> _STORED RECORDS_:
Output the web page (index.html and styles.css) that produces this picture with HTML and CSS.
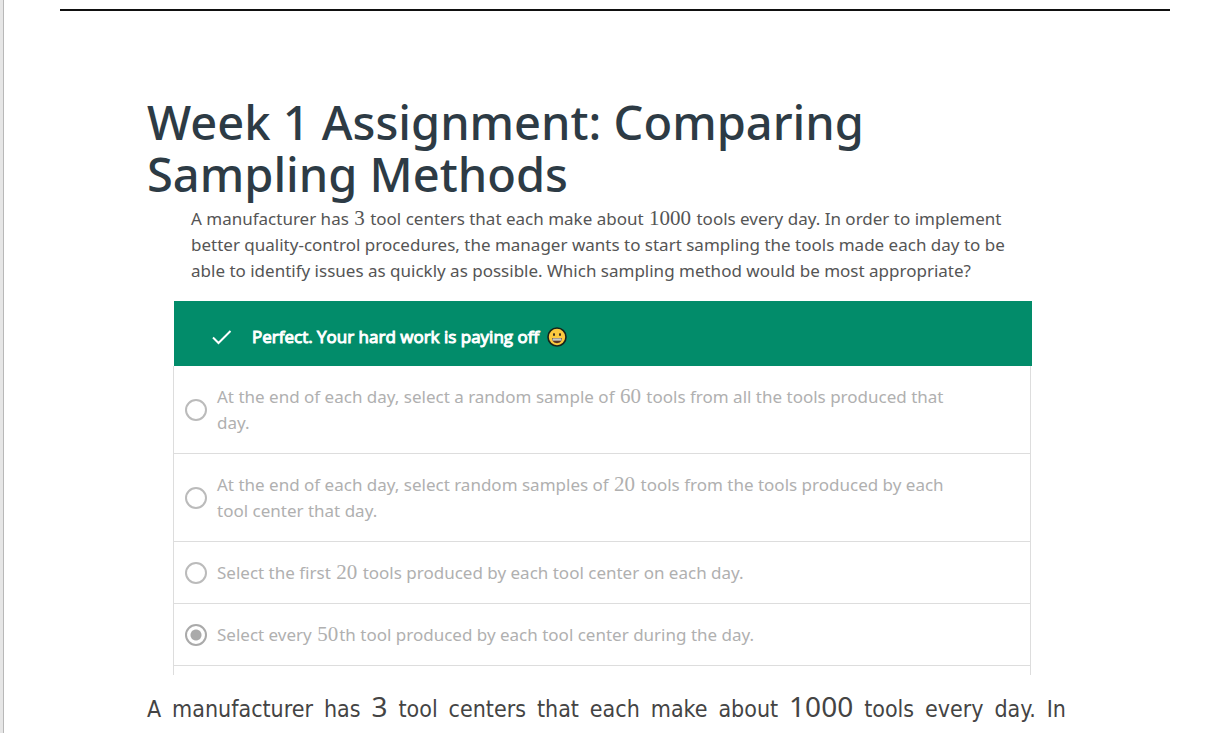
FILE: index.html
```html
<!DOCTYPE html>
<html lang="en">
<head>
<meta charset="utf-8">
<meta name="viewport" content="width=device-width, initial-scale=1">
<title>Week 1 Assignment: Comparing Sampling Methods</title>
<link rel="stylesheet" href="styles.css">
</head>
<body>
<main class="page">
  <hr class="rule">
  <article class="content">
    <h1 class="title">Week 1 Assignment: Comparing Sampling Methods</h1>
    <section class="quiz">
      <p class="question" id="question">A manufacturer has <span class="num">3</span> tool centers that each make about <span class="num">1000</span> tools every day. In order to implement better quality-control procedures, the manager wants to start sampling the tools made each day to be able to identify issues as quickly as possible. Which sampling method would be most appropriate?</p>
      <div class="banner" role="status">
        <svg class="check" viewBox="0 0 20 16" aria-hidden="true"><path d="M1 8.500L6.500 14L18.500 2"/></svg>
        <span class="message">Perfect. Your hard work is paying off</span>
        <svg class="smiley" viewBox="0 0 20 20" role="img" aria-label="Grinning face">
          <circle cx="10" cy="10" r="9" fill="#fcc93f" stroke="#17231b" stroke-width="1.600"/>
          <ellipse cx="7" cy="7.500" rx="1" ry="1.600" fill="#32251c"/>
          <ellipse cx="13" cy="7.500" rx="1" ry="1.600" fill="#32251c"/>
          <path d="M5 11h10c0 3.300-2.200 5.200-5 5.200S5 14.300 5 11z" fill="#5a3524"/>
          <path d="M5.500 11.300h9v2.400h-9z" fill="#c9c9c2"/>
        </svg>
      </div>
      <div class="options" role="radiogroup" aria-labelledby="question">
        <label class="option"><input class="radio" type="radio" name="answer" disabled><span class="answer">At the end of each day, select a random sample of <span class="num">60</span> tools from all the tools produced that day.</span></label>
        <label class="option"><input class="radio" type="radio" name="answer" disabled><span class="answer">At the end of each day, select random samples of <span class="num">20</span> tools from the tools produced by each tool center that day.</span></label>
        <label class="option"><input class="radio" type="radio" name="answer" disabled><span class="answer">Select the first <span class="num">20</span> tools produced by each tool center on each day.</span></label>
        <label class="option"><input class="radio" type="radio" name="answer" disabled checked><span class="answer">Select every <span class="num">50</span>th tool produced by each tool center during the day.</span></label>
      </div>
    </section>
    <p class="notes">A manufacturer has <span class="big">3</span> tool centers that each make about <span class="big">1000</span> tools every day. In</p>
  </article>
</main>
</body>
</html>
```
FILE: styles.css
```css
* {
  box-sizing: border-box;
}

body {
  margin: 0;
  background: #fff;
  font-family: "Noto Sans", "Open Sans", sans-serif;
}

.page {
  min-height: 100vh;
  margin-left: 3px;
  padding: 9px 54px 0 56px;
  border-left: 1px solid #b8b8b8;
  box-shadow: -3px 0 #e6e6e6;
}

.rule {
  height: 2px;
  margin: 0;
  border: 0;
  background: #111;
}

.content {
  padding: 85px 104px 0 87px;
}

.title {
  margin: 0;
  color: #2d3b45;
  font-size: 47px;
  font-weight: 500;
  line-height: 52px;
}

.quiz {
  margin: 6px 34px 0 26px;
}

.question {
  margin: 0;
  padding: 0 18px 17px;
  color: #555;
  font-size: 17px;
  line-height: 26px;
}

.num {
  margin: 0 1px;
  font-family: "Liberation Serif", serif;
  font-size: 21px;
  line-height: 1;
}

.banner {
  display: flex;
  align-items: center;
  min-height: 65px;
  margin-left: 1px;
  padding: 7px 38px 0;
  background: #028c6a;
  color: #fff;
}

.check {
  width: 20px;
  height: 16px;
  fill: none;
  stroke: #fff;
  stroke-width: 2;
}

.message {
  margin: 0 8px 0 20px;
  font-family: "Open Sans", sans-serif;
  font-size: 17px;
  line-height: 26px;
  -webkit-text-stroke: 1px #fff;
}

.smiley {
  width: 20px;
  height: 20px;
}

.options {
  margin-right: 1px;
  padding-bottom: 9px;
  border: solid #ddd;
  border-width: 0 1px;
}

.option {
  display: flex;
  align-items: center;
  gap: 10px;
  padding: 18px 64px 17px 11px;
  border-bottom: 1px solid #ddd;
  color: #b0b0b0;
  font-size: 17px;
  line-height: 26px;
}

.radio {
  flex: none;
  width: 22px;
  height: 22px;
  margin: 0;
  appearance: none;
  border: 2px solid #bbb;
  border-radius: 50%;
}

.radio:checked {
  border-color: #aaa;
  background: radial-gradient(circle, #aaa 5px, transparent 6px);
}

.notes {
  margin: 17px 0 0;
  color: #444;
  font-family: "DejaVu Sans Condensed", "DejaVu Sans", sans-serif;
  font-size: 23px;
  line-height: 34px;
  text-align: justify;
  text-align-last: justify;
}

.big {
  font-family: "Noto Sans", sans-serif;
  font-size: 28px;
  line-height: 1;
}
```
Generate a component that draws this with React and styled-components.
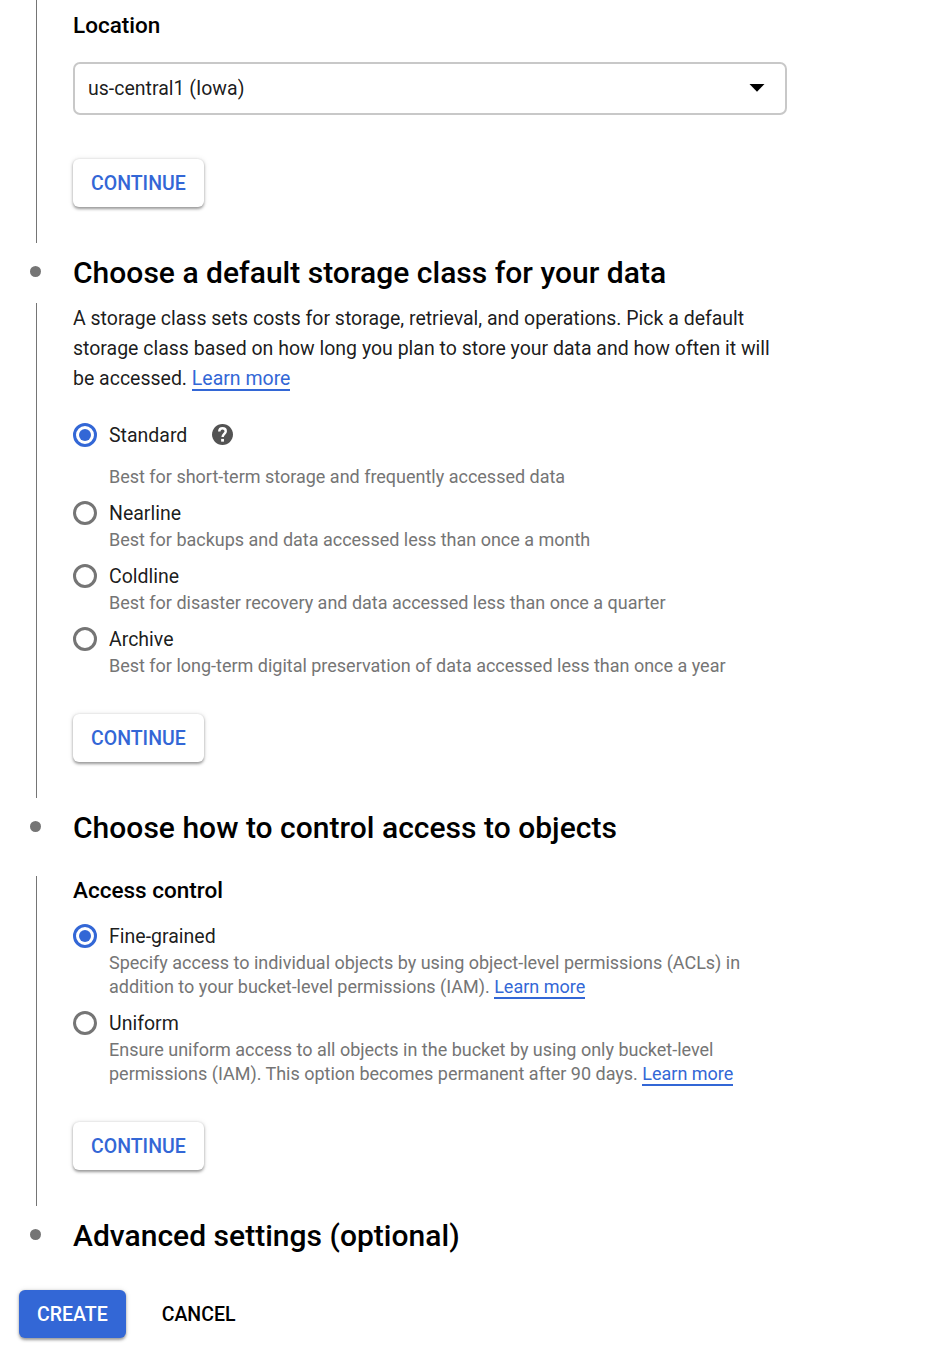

> _INSTRUCTIONS TO FOLLOW_: Copy the records exactly. Skip the pictures.

> _WRITTEN SOLUTION_:
Output the web page (index.html and styles.css) that produces this picture with HTML and CSS.
FILE: index.html
```html
<!DOCTYPE html>
<html lang="en">
<head>
<meta charset="utf-8">
<meta name="viewport" content="width=device-width, initial-scale=1">
<title>Week 1 Assignment: Comparing Sampling Methods</title>
<link rel="stylesheet" href="styles.css">
</head>
<body>
<main class="page">
  <hr class="rule">
  <article class="content">
    <h1 class="title">Week 1 Assignment: Comparing Sampling Methods</h1>
    <section class="quiz">
      <p class="question" id="question">A manufacturer has <span class="num">3</span> tool centers that each make about <span class="num">1000</span> tools every day. In order to implement better quality-control procedures, the manager wants to start sampling the tools made each day to be able to identify issues as quickly as possible. Which sampling method would be most appropriate?</p>
      <div class="banner" role="status">
        <svg class="check" viewBox="0 0 20 16" aria-hidden="true"><path d="M1 8.500L6.500 14L18.500 2"/></svg>
        <span class="message">Perfect. Your hard work is paying off</span>
        <svg class="smiley" viewBox="0 0 20 20" role="img" aria-label="Grinning face">
          <circle cx="10" cy="10" r="9" fill="#fcc93f" stroke="#17231b" stroke-width="1.600"/>
          <ellipse cx="7" cy="7.500" rx="1" ry="1.600" fill="#32251c"/>
          <ellipse cx="13" cy="7.500" rx="1" ry="1.600" fill="#32251c"/>
          <path d="M5 11h10c0 3.300-2.200 5.200-5 5.200S5 14.300 5 11z" fill="#5a3524"/>
          <path d="M5.500 11.300h9v2.400h-9z" fill="#c9c9c2"/>
        </svg>
      </div>
      <div class="options" role="radiogroup" aria-labelledby="question">
        <label class="option"><input class="radio" type="radio" name="answer" disabled><span class="answer">At the end of each day, select a random sample of <span class="num">60</span> tools from all the tools produced that day.</span></label>
        <label class="option"><input class="radio" type="radio" name="answer" disabled><span class="answer">At the end of each day, select random samples of <span class="num">20</span> tools from the tools produced by each tool center that day.</span></label>
        <label class="option"><input class="radio" type="radio" name="answer" disabled><span class="answer">Select the first <span class="num">20</span> tools produced by each tool center on each day.</span></label>
        <label class="option"><input class="radio" type="radio" name="answer" disabled checked><span class="answer">Select every <span class="num">50</span>th tool produced by each tool center during the day.</span></label>
      </div>
    </section>
    <p class="notes">A manufacturer has <span class="big">3</span> tool centers that each make about <span class="big">1000</span> tools every day. In</p>
  </article>
</main>
</body>
</html>
```
FILE: styles.css
```css
* {
  box-sizing: border-box;
}

body {
  margin: 0;
  background: #fff;
  font-family: "Noto Sans", "Open Sans", sans-serif;
}

.page {
  min-height: 100vh;
  margin-left: 3px;
  padding: 9px 54px 0 56px;
  border-left: 1px solid #b8b8b8;
  box-shadow: -3px 0 #e6e6e6;
}

.rule {
  height: 2px;
  margin: 0;
  border: 0;
  background: #111;
}

.content {
  padding: 85px 104px 0 87px;
}

.title {
  margin: 0;
  color: #2d3b45;
  font-size: 47px;
  font-weight: 500;
  line-height: 52px;
}

.quiz {
  margin: 6px 34px 0 26px;
}

.question {
  margin: 0;
  padding: 0 18px 17px;
  color: #555;
  font-size: 17px;
  line-height: 26px;
}

.num {
  margin: 0 1px;
  font-family: "Liberation Serif", serif;
  font-size: 21px;
  line-height: 1;
}

.banner {
  display: flex;
  align-items: center;
  min-height: 65px;
  margin-left: 1px;
  padding: 7px 38px 0;
  background: #028c6a;
  color: #fff;
}

.check {
  width: 20px;
  height: 16px;
  fill: none;
  stroke: #fff;
  stroke-width: 2;
}

.message {
  margin: 0 8px 0 20px;
  font-family: "Open Sans", sans-serif;
  font-size: 17px;
  line-height: 26px;
  -webkit-text-stroke: 1px #fff;
}

.smiley {
  width: 20px;
  height: 20px;
}

.options {
  margin-right: 1px;
  padding-bottom: 9px;
  border: solid #ddd;
  border-width: 0 1px;
}

.option {
  display: flex;
  align-items: center;
  gap: 10px;
  padding: 18px 64px 17px 11px;
  border-bottom: 1px solid #ddd;
  color: #b0b0b0;
  font-size: 17px;
  line-height: 26px;
}

.radio {
  flex: none;
  width: 22px;
  height: 22px;
  margin: 0;
  appearance: none;
  border: 2px solid #bbb;
  border-radius: 50%;
}

.radio:checked {
  border-color: #aaa;
  background: radial-gradient(circle, #aaa 5px, transparent 6px);
}

.notes {
  margin: 17px 0 0;
  color: #444;
  font-family: "DejaVu Sans Condensed", "DejaVu Sans", sans-serif;
  font-size: 23px;
  line-height: 34px;
  text-align: justify;
  text-align-last: justify;
}

.big {
  font-family: "Noto Sans", sans-serif;
  font-size: 28px;
  line-height: 1;
}
```
Generate a component that draws this with React and styled-components.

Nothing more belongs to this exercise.